Material:
□ □ □ □ □
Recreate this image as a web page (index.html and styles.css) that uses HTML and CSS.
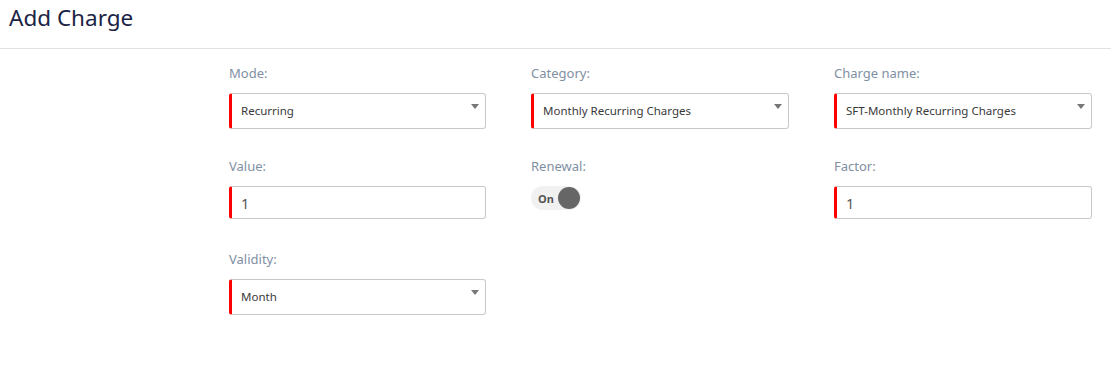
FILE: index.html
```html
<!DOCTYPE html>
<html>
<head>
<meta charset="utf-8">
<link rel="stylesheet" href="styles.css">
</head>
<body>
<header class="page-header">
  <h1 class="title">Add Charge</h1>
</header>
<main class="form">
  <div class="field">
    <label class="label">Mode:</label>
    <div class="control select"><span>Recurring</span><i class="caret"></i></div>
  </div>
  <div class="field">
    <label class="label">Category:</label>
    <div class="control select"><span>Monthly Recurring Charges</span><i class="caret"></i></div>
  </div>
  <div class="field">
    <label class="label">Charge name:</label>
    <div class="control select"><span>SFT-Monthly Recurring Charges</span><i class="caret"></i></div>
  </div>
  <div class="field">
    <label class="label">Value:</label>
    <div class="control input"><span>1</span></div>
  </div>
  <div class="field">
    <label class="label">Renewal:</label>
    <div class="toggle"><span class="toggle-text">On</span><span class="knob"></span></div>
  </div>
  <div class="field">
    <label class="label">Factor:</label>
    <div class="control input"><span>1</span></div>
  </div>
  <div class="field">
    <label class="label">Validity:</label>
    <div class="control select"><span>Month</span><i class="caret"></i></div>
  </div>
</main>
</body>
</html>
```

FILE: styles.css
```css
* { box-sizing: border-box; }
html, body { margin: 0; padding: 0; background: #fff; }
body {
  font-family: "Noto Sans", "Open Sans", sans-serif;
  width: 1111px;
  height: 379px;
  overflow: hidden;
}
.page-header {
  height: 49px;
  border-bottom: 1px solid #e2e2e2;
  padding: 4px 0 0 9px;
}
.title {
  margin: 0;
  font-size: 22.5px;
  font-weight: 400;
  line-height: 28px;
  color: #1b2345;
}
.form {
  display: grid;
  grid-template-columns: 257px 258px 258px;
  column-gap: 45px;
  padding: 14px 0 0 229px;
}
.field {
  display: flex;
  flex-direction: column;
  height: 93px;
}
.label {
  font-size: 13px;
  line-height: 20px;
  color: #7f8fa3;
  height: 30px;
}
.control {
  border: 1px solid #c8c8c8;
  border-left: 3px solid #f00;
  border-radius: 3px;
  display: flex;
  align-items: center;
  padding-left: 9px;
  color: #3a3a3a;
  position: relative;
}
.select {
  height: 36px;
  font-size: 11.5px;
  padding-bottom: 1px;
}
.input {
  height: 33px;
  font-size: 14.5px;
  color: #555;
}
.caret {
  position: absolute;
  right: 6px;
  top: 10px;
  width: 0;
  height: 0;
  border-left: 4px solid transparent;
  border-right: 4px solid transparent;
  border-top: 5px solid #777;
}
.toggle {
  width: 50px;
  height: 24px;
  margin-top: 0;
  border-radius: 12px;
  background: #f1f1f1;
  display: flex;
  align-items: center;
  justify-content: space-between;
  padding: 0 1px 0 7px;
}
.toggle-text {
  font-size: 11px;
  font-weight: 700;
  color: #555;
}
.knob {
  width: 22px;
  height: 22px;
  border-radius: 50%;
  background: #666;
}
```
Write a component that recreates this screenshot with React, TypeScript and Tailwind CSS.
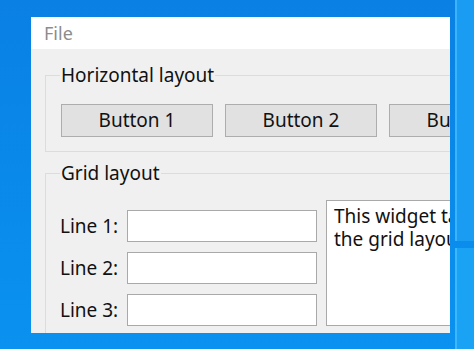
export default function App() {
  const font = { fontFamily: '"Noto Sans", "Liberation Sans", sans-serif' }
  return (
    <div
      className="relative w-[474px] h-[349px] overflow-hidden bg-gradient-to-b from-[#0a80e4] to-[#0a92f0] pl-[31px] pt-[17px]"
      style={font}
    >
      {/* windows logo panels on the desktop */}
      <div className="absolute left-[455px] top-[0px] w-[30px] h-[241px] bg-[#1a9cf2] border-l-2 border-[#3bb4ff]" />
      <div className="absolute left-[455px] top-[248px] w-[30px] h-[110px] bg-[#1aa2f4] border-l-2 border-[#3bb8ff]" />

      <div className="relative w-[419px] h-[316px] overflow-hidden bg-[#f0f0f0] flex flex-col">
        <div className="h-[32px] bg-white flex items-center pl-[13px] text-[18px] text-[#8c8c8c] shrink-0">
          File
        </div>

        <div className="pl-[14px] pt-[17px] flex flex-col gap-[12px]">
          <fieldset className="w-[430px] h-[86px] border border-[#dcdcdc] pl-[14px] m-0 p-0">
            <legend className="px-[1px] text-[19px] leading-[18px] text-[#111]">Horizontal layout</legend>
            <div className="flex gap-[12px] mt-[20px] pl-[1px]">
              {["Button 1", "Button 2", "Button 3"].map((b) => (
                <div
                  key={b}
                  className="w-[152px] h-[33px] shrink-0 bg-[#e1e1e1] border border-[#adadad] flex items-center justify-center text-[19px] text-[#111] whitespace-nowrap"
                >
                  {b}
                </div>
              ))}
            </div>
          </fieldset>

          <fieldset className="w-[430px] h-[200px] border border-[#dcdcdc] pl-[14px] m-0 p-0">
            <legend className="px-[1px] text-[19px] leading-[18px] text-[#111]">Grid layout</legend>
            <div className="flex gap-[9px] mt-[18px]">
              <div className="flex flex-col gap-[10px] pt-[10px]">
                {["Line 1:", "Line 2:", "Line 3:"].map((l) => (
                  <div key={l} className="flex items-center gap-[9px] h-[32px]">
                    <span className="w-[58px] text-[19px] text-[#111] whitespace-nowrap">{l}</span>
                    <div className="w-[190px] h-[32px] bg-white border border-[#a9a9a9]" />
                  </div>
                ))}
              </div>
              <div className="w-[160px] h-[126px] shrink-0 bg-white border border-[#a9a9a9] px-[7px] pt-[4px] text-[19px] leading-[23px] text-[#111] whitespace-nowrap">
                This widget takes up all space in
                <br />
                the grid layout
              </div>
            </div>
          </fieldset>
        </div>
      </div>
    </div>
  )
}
□ □ □ □ □
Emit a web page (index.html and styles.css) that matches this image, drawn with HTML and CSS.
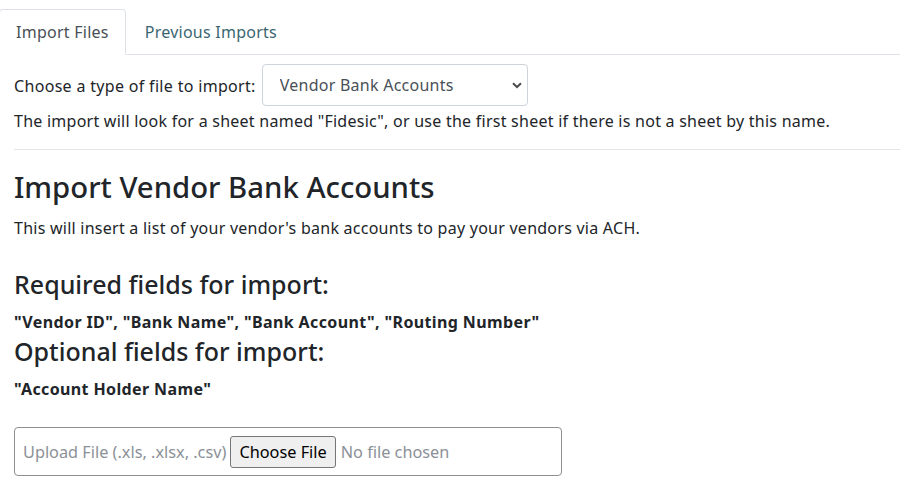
□ □ □ □ □
What to work on: Find out how many lines in the listing contain the string "image". Give the number alone.

Correct answer: 2